In [1]:
# !pip install wikipedia
# !pip install -U spacy
# !python -m spacy download en_core_web_trf

In [1]:
import pandas as pd
import numpy as np
import json
import re
import pickle
from tqdm.auto import tqdm
import time

import wikipedia
import spacy
import unidecode
from tqdm.auto import tqdm
from multiprocessing import Process, Pool

from flair.data import Sentence
from flair.models import SequenceTagger

# load the NER tagger
tagger = SequenceTagger.load('ner-fast') #'ner-fast'

nlp1 = spacy.load("en_core_web_sm")
nlp2 = spacy.load("en_core_web_trf")

def getting_wiki_candidates_raw(query, n = 10):
    search_results = wikipedia.search(query, results=n)
    return [t.replace(' ', '_') for t in search_results]

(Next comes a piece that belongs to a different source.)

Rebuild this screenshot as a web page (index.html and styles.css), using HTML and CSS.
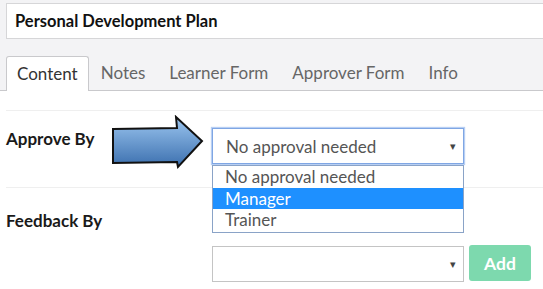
FILE: index.html
```html
<!DOCTYPE html>
<html>
<head>
<meta charset="utf-8">
<link rel="stylesheet" href="styles.css">
</head>
<body>
<div class="page">
  <div class="top">
    <div class="title-input">Personal Development Plan</div>
    <div class="tabs">
      <div class="tab active">Content</div>
      <div class="tab">Notes</div>
      <div class="tab">Learner Form</div>
      <div class="tab">Approver Form</div>
      <div class="tab">Info</div>
    </div>
  </div>
  <div class="content">
    <div class="row approve">
      <div class="label">Approve By</div>
      <div class="control">
        <div class="select focused">
          <span class="value">No approval needed</span>
          <span class="caret">&#9662;</span>
        </div>
        <div class="dropdown">
          <div class="opt">No approval needed</div>
          <div class="opt sel">Manager</div>
          <div class="opt">Trainer</div>
        </div>
      </div>
      <svg class="arrow" width="96" height="56" viewBox="0 0 96 56">
        <defs>
          <linearGradient id="ag" x1="0" y1="0" x2="0" y2="1">
            <stop offset="0" stop-color="#9cc6f0"/>
            <stop offset="1" stop-color="#3b6fae"/>
          </linearGradient>
        </defs>
        <path d="M3 14 L67 13 L66 2 L92 26 L68 52 L67 47 L3 48 Z" fill="url(#ag)" stroke="#111" stroke-width="2" stroke-linejoin="miter"/>
      </svg>
    </div>
    <div class="row feedback">
      <div class="label">Feedback By</div>
      <div class="control add-row">
        <div class="select plain">
          <span class="value"></span>
          <span class="caret">&#9662;</span>
        </div>
        <div class="btn">Add</div>
      </div>
    </div>
  </div>
</div>
</body>
</html>
```
FILE: styles.css
```css
html, body {
  margin: 0;
  padding: 0;
  overflow: hidden;
}
body {
  font-family: Lato, "Open Sans", sans-serif;
  background: #fff;
  width: 543px;
  height: 289px;
}
.page {
  width: 543px;
}
.top {
  background: #f3f3f5;
  padding: 3px 0 0 6px;
}
.title-input {
  box-sizing: border-box;
  height: 36px;
  margin-right: -20px;
  background: #fff;
  border: 1px solid #d6d6d8;
  padding-left: 8px;
  font-weight: 700;
  font-size: 16.5px;
  line-height: 34px;
  color: #111;
}
.tabs {
  display: flex;
  margin-top: 17px;
  margin-left: -6px;
  padding-left: 6px;
  border-bottom: 1px solid #c9c9cc;
  height: 34px;
}
.tab {
  box-sizing: border-box;
  height: 34px;
  padding: 0 12px;
  font-size: 17px;
  line-height: 34px;
  color: #666;
}
.tab.active {
  background: #fff;
  border: 1px solid #c9c9cc;
  border-bottom: none;
  border-radius: 3px 3px 0 0;
  height: 35px;
  padding: 0 10px 0 10px;
  color: #333;
}
.content {
  background: #fff;
  padding: 19px 0 0 6px;
}
.row {
  display: grid;
  grid-template-columns: 206px 1fr;
  position: relative;
}
.approve {
  border-top: 1px solid #efefef;
  border-bottom: 1px solid #efefef;
  padding: 17px 0 23px 0;
}
.label {
  font-weight: 700;
  font-size: 17px;
  color: #1a1a1a;
}
.control {
  position: relative;
}
.select {
  box-sizing: border-box;
  width: 252px;
  height: 36px;
  display: flex;
  align-items: center;
  justify-content: space-between;
  padding: 0 7px 0 13px;
  background: #fff;
  font-size: 17px;
  color: #555;
}
.select.focused {
  border: 1px solid #7fa6e4;
  box-shadow: 0 0 1px 1px #b8cff3;
}
.select.plain {
  border: 1px solid #c4c4c4;
}
.caret {
  font-size: 11px;
  color: #444;
}
.dropdown {
  position: absolute;
  left: 0;
  top: 37px;
  box-sizing: border-box;
  width: 252px;
  border: 1px solid #8aa3c7;
  background: #fff;
  z-index: 2;
  padding-bottom: 1px;
}
.opt {
  height: 21.5px;
  line-height: 21px;
  padding-left: 12px;
  font-size: 17px;
  color: #555;
}
.opt.sel {
  background: #1e90ff;
  color: #fff;
}
.arrow {
  position: absolute;
  left: 104px;
  top: 4px;
}
.feedback {
  padding-top: 22px;
}
.add-row {
  display: flex;
  gap: 5px;
  margin-top: 36px;
  align-items: flex-start;
}
.btn {
  box-sizing: border-box;
  width: 62px;
  height: 36px;
  border-radius: 3px;
  background: #7dd9ae;
  color: #fff;
  font-weight: 700;
  font-size: 17.5px;
  display: flex;
  align-items: center;
  justify-content: center;
  margin-top: -1px;
}
```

def get_enteties_spacy_sm(text):
    doc = nlp1(text)
    ents = []
    for ent in doc.ents:
         ents.append(ent.text)
    return ents

def get_enteties_spacy_trf(text):
    doc = nlp2(text)
    ents = []
    for ent in doc.ents:
         ents.append(ent.text)
    return ents

def get_enteties_flair(text):
    # make and process sentence
    sentence = Sentence(text)
    tagger.predict(sentence)
    ents = []
    # iterate over entities and print
    for entity in sentence.get_spans('ner'):
        ents.append(entity.text)
    return ents

def query_extending_with_entities(text, ents, extend = True):
    # getting NE
    if not extend:
        return ents
    else:
        for e in ents:
            tokens_b = re.findall(f'{e} \(.*?\)',text)
            if len(tokens_b) > 0:
                ents.remove(e)
                ents.append(tokens_b[0])
        return ents

def getting_wiki_candidates_NER(i, query, 
                                ents_name: str = None, 
                                n: int = 10, 
                                extend: bool = False, 
                                separate: bool = True,
                                verbose = True):
    i+=1
    
    # getting enteties
    if ents_name == 'spacy_en':
        ents = get_enteties_spacy_sm(query)
    elif ents_name == 'spacy_trf':
        ents = get_enteties_spacy_trf(query)
    elif ents_name == 'flair':
        ents = get_enteties_flair(query)
    else:
        ents = []
        
    # extenting enteties if needed
    ents = query_extending_with_entities(query, ents, extend = extend) 
    
    if verbose:
        print(i)
        print(query)
        print(ents)
    
    search_results = getting_wiki_candidates_raw(query, n=n)
    
    if not separate:
        search_results_en = getting_wiki_candidates_raw(' '.join(ents), n=n)
    
    else:
        search_results_en = []
        for e in ents:
            search_results_en += getting_wiki_candidates_raw(e, n=n)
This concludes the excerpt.